American League West
|Team||Odds to Win Division|
|Los Angeles Angels||+500|
Like the NL West, the AL West looks pretty predictable. The Houston Astros have taken the division crown in each of the last 2 seasons, and it would be a major surprise if they failed to win it for a third time running in ‘19.
Houston will likely lose Dallas Keuchel and Marwin Gonzalez to free agency, but this is a stacked roster with plenty of high-end talent set to come up from the minor leagues. It’s only a matter of time before Kyle Tucker and Forrest Whitley are key contributors in H-Town.
This team can hit. This team can pitch. This team can close out games with the bullpen. The Astros fell short of their World Series goals last fall thanks in part to injury. Jose Altuve was playing with a fractured leg, while Carlos Correa was nursing a bad back just about all year. Both guys are now healthy and ready to roll, according to reports. Robinson Chirinos was brought in to add some pop behind the plate, while Brantley’s signing adds some much-needed left-handed power to the lineup.

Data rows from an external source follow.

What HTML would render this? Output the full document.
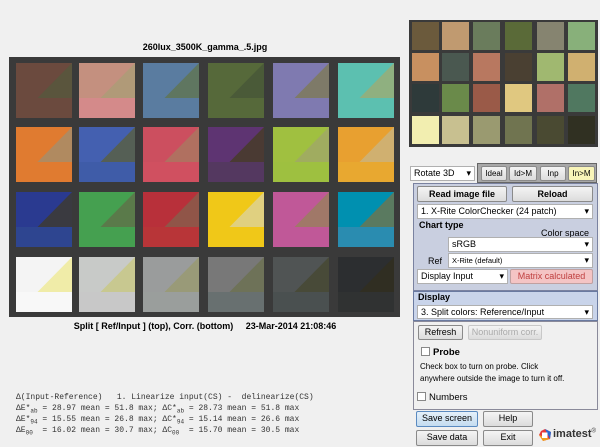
<!DOCTYPE html>
<html><head><style>
*{margin:0;padding:0;box-sizing:border-box}
body{width:600px;height:447px;background:#f0f0f0;position:relative;overflow:hidden;font-family:"Liberation Sans",sans-serif;font-size:9px;color:#000}
.a{position:absolute}
.p{position:absolute;width:56px;height:55px}
.p .t{position:absolute;left:0;top:0;width:100%;height:64%;clip-path:polygon(38% 100%,100% 100%,100% 0)}
.p .b{position:absolute;left:0;bottom:0;width:100%;height:36%}
.s{position:absolute;width:27px;height:28px}
.btn{position:absolute;border:1px solid #8a8a8a;border-radius:2px;background:linear-gradient(#f4f4f4,#dcdcdc);text-align:center;font-size:9px;line-height:13px}
.dd{position:absolute;background:#fff;border:1px solid #b0b0b0;font-size:9px;line-height:13px;padding-left:3px}
.dd:after{content:"▾";position:absolute;right:3px;top:0;font-size:9px}
.mono{font-family:"Liberation Mono",monospace;font-size:8px;color:#333;white-space:pre;line-height:11px}
.mono sub{font-size:6px;line-height:0}
.cb{display:inline-block;width:9px;height:9px;border:1px solid #888;background:#fff;vertical-align:-1px;margin-right:3px}
</style></head><body>
<div class="a" style="left:0;top:42px;width:410px;text-align:center;font-weight:bold;font-size:9px">260lux_3500K_gamma_.5.jpg</div>
<div class="a" style="left:9px;top:57px;width:391px;height:260px;background:#3a3a3a"></div>
<div id="ch"></div>
<div class="a" style="left:0;top:321px;width:410px;text-align:center;font-weight:bold;font-size:9px">Split [ Ref/Input ] (top), Corr. (bottom) &nbsp;&nbsp;&nbsp; 23-Mar-2014 21:08:46</div>

<div class="a mono" style="left:16px;top:392px">Δ(Input-Reference)   1. Linearize input(CS) -  delinearize(CS)
ΔE*<sub>ab</sub> = 28.97 mean = 51.8 max; ΔC*<sub>ab</sub> = 28.73 mean = 51.8 max
ΔE*<sub>94</sub> = 15.55 mean = 26.8 max; ΔC*<sub>94</sub> = 15.14 mean = 26.6 max
ΔE<sub>00</sub>  = 16.02 mean = 30.7 max; ΔC<sub>00</sub>  = 15.70 mean = 30.5 max</div>

<div class="a" style="left:409px;top:20px;width:189px;height:127px;background:#3a3a3a"></div>
<div id="sm"></div>

<div class="dd" style="left:410px;top:166px;width:65px;height:15px">Rotate 3D</div>
<div class="a" style="left:477px;top:163px;width:120px;height:20px;background:#a8a8a8;border:1px solid #666"></div>
<div class="btn" style="left:481px;top:166px;width:26px;height:15px;font-size:8px">Ideal</div>
<div class="btn" style="left:509px;top:166px;width:28px;height:15px;font-size:8px">Id&gt;M</div>
<div class="btn" style="left:540px;top:166px;width:26px;height:15px;font-size:8px">Inp</div>
<div class="btn" style="left:568px;top:166px;width:27px;height:15px;font-size:8px;background:#f8f4b8">In&gt;M</div>

<div class="a" style="left:413px;top:183px;width:185px;height:108px;background:#c9cfe0;border:1px solid #7a82a0"></div>
<div class="btn" style="left:417px;top:186px;width:90px;height:16px;font-weight:bold;line-height:14px">Read image file</div>
<div class="btn" style="left:512px;top:186px;width:81px;height:16px;font-weight:bold;line-height:14px">Reload</div>
<div class="dd" style="left:417px;top:204px;width:176px;height:15px">1.  X-Rite ColorChecker (24 patch)</div>
<div class="a" style="left:419px;top:220px;font-weight:bold">Chart type</div>
<div class="a" style="left:541px;top:228px">Color space</div>
<div class="dd" style="left:448px;top:237px;width:145px;height:15px">sRGB</div>
<div class="a" style="left:428px;top:256px">Ref</div>
<div class="dd" style="left:448px;top:253px;width:145px;height:15px;font-size:7.5px">X-Rite (default)</div>
<div class="dd" style="left:417px;top:269px;width:91px;height:15px">Display Input</div>
<div class="btn" style="left:510px;top:269px;width:83px;height:15px;background:#f4c4c4;color:#c04040;border-color:#c0a0a0">Matrix calculated</div>

<div class="a" style="left:413px;top:291px;width:185px;height:30px;background:#c9d4ea;border:1px solid #6a7aa0"></div>
<div class="a" style="left:418px;top:292px;font-weight:bold">Display</div>
<div class="dd" style="left:417px;top:305px;width:176px;height:14px">3.  Split colors: Reference/Input</div>

<div class="a" style="left:413px;top:321px;width:185px;height:89px;border:1px solid #8a8a9a"></div>
<div class="btn" style="left:418px;top:325px;width:45px;height:15px">Refresh</div>
<div class="btn" style="left:468px;top:325px;width:74px;height:15px;color:#aaa;border-color:#c8c8c8">Nonuniform corr.</div>
<div class="a" style="left:421px;top:347px;font-weight:bold;font-size:9.5px"><span class="cb"></span>Probe</div>
<div class="a" style="left:420px;top:361px;font-size:8px;line-height:12px">Check box to turn on probe. Click<br>anywhere outside the image to turn it off.</div>
<div class="a" style="left:417px;top:392px;font-size:9.5px"><span class="cb"></span>Numbers</div>
<div class="btn" style="left:416px;top:411px;width:62px;height:16px;background:linear-gradient(#e4f0fa,#c4dcf0);border-color:#5a8ac0">Save screen</div>
<div class="btn" style="left:483px;top:411px;width:50px;height:16px">Help</div>
<div class="btn" style="left:416px;top:430px;width:62px;height:16px">Save data</div>
<div class="btn" style="left:483px;top:430px;width:50px;height:16px">Exit</div>
<svg class="a" style="left:538px;top:428px" width="14" height="14" viewBox="0 0 14 14"><path d="M7 1L13 4L12 11L5 13L1 7L3 3Z" fill="#e83a3a"/><path d="M7 1L13 4L12 11Z" fill="#2a6ad0"/><path d="M1 7L5 13L12 11Z" fill="#f0a020"/><rect x="4" y="4.5" width="5.5" height="5.5" fill="#fff"/></svg>
<div class="a" style="left:553px;top:428px;font-weight:bold;font-size:11px;color:#333">imatest<sup style="font-size:6px;font-weight:normal">®</sup></div>

<script>
var P=[
["#6b4a3e","#5a553d","#6b4a3e"],["#c4907f","#b09a78","#d48a8a"],["#5a7ca0","#5f7660","#5a7ca0"],["#56693a","#4a5a38","#56693a"],["#7f7ab0","#7e7a68","#7f7ab0"],["#5cc0b0","#8fb080","#5cc0b0"],
["#e07b30","#b08a60","#e07b30"],["#4460b0","#555f55","#3f5ca8"],["#cc4f5f","#b07060","#d05060"],["#5e3472","#4a3a33","#543860"],["#a0c040","#a0ac60","#9ec040"],["#e8a030","#d0b070","#e8a830"],
["#2a3a90","#3a3a40","#2e4590"],["#45a050","#5a7a4a","#45a050"],["#b8303a","#905548","#b83538"],["#f0c818","#e0d080","#f0c818"],["#c05898","#a07868","#c05898"],["#0090b0","#5a7a60","#2a8cb0"],
["#f4f4f4","#f0eca8","#f8f8f8"],["#c8cac8","#c8c890","#c8c8c8"],["#9a9c9c","#999a78","#9a9e9c"],["#787878","#6e7258","#687070"],["#505454","#484a38","#4a5050"],["#2c2e30","#302e22","#303232"]];
var X=[16,79,143,208,273,338],Y=[63,127,192,257],h="";
for(var i=0;i<24;i++){var c=P[i];h+='<div class="p" style="left:'+X[i%6]+'px;top:'+Y[Math.floor(i/6)]+'px;background:'+c[0]+'"><div class="t" style="background:'+c[1]+'"></div><div class="b" style="background:'+c[2]+'"></div></div>';}
document.getElementById("ch").innerHTML=h;
var S=["#6b5a3c","#c09a70","#6a7c5c","#5a6a38","#868470","#88b07a","#c89060","#4a5850","#b87860","#4a4032","#a0b870","#d0b070","#2e3a3a","#6a8a4a","#9a5a48","#e0c880","#b07068","#507860","#f2eeb0","#c8c090","#9a9a70","#707450","#4a4a32","#303022"];
var SX=[412,442,473,505,537,568],SY=[22,53,84,116];h="";
for(var i=0;i<24;i++)h+='<div class="s" style="left:'+SX[i%6]+'px;top:'+SY[Math.floor(i/6)]+'px;background:'+S[i]+'"></div>';
document.getElementById("sm").innerHTML=h;
</script>
</body></html>
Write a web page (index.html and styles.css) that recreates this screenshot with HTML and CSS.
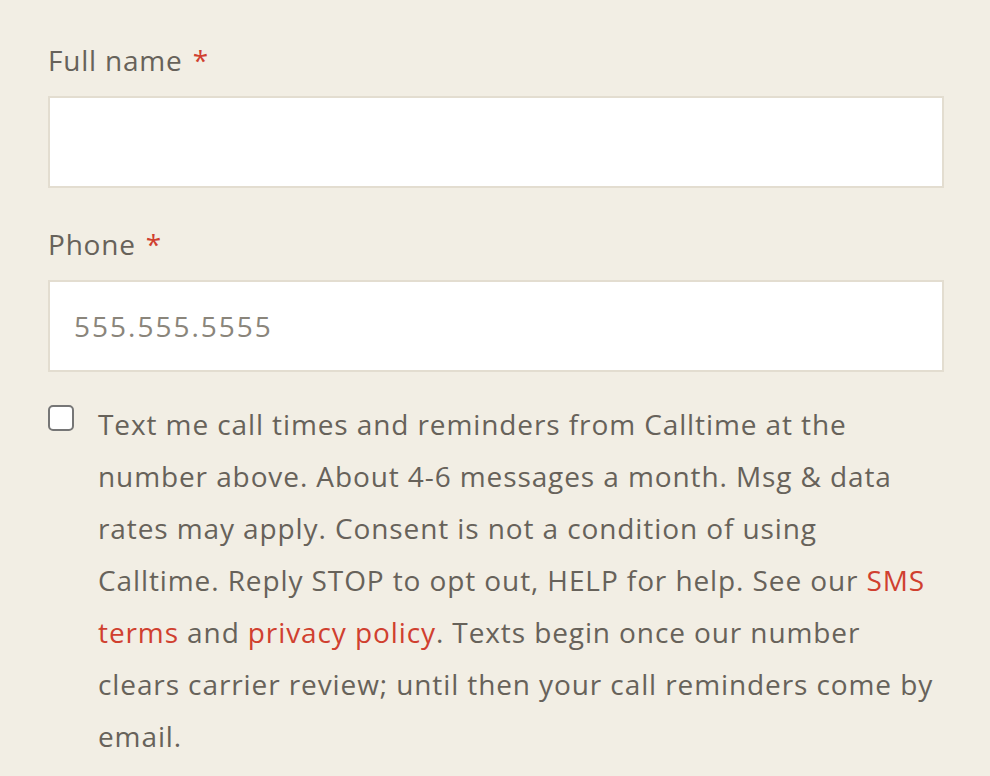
FILE: index.html
```html
<!DOCTYPE html>
<html lang="en">
<head>
<meta charset="utf-8">
<link rel="stylesheet" href="styles.css">
</head>
<body>
<form class="form">
  <div class="field">
    <label class="label" for="name">Full name <span class="req">*</span></label>
    <input class="input" id="name" type="text">
  </div>
  <div class="field">
    <label class="label" for="phone">Phone <span class="req">*</span></label>
    <input class="input" id="phone" type="tel" placeholder="555.555.5555">
  </div>
  <label class="consent">
    <span class="box"></span>
    <span class="consent-text">Text me call times and reminders from Calltime at the number above. About 4-6 messages a month. Msg &amp; data rates may apply. Consent is not a condition of using Calltime. Reply STOP to opt out, HELP for help. See our <a class="link" href="#">SMS terms</a> and <a class="link" href="#">privacy policy</a>. Texts begin once our number clears carrier review; until then your call reminders come by email.</span>
  </label>
</form>
</body>
</html>
```
FILE: styles.css
```css
html, body {
  margin: 0;
  padding: 0;
  background: #f2eee4;
}
body {
  font-family: "Open Sans", "Liberation Sans", sans-serif;
  color: #67625a;
}
.form {
  padding: 38px 46px 0 48px;
  display: flex;
  flex-direction: column;
}
.field {
  display: flex;
  flex-direction: column;
  margin-bottom: 34px;
}
.label {
  font-size: 28px;
  line-height: 44px;
  margin-bottom: 14px;
  letter-spacing: 0.8px;
}
.req {
  color: #d0402f;
  margin-left: 2px;
}
.input {
  box-sizing: border-box;
  height: 92px;
  border: 2px solid #e3ddd0;
  background: #fff;
  font-family: inherit;
  font-size: 28px;
  letter-spacing: 2px;
  padding: 0 24px;
  color: #67625a;
  outline: none;
}
.input::placeholder {
  color: #8a857b;
}
.consent {
  display: flex;
  gap: 24px;
  align-items: flex-start;
}
.box {
  flex: none;
  width: 22px;
  height: 22px;
  border: 2px solid #767676;
  border-radius: 5px;
  background: #fff;
  margin-top: -1px;
}
.consent-text {
  font-size: 28px;
  line-height: 52px;
  letter-spacing: 0.9px;
  margin-top: -8px;
}
.link {
  color: #d0402f;
  text-decoration: none;
}
```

The Oakland A’s were a strong challenger last year, but many expect Oakland to take a step back in ‘19. The starting pitching holding up last year looked like a bit of a miracle, and I think that house of cards is set to come crashing down. Mike Fiers is likely their Opening Day starter. The same Mike Fiers that couldn’t crack Houston’s playoff roster in 2017.
The Angels will be without the pitching version of Shohei Ohtani all year. L.A. does have the best talent of any non-Astros team in the division, but that isn’t saying much. I think the Halos can definitely push for a Wild Card berth, but I’d be surprised if they gave Houston a serious run in the West.
Seattle tore everything down after collapsing last September. The Rangers are in the midst of a rebuild. This division will be the Astros’ again in 2019. There isn’t much appeal in betting on Houston as heavy -200 favorites, but they’re the only team with a viable shot at winning the West.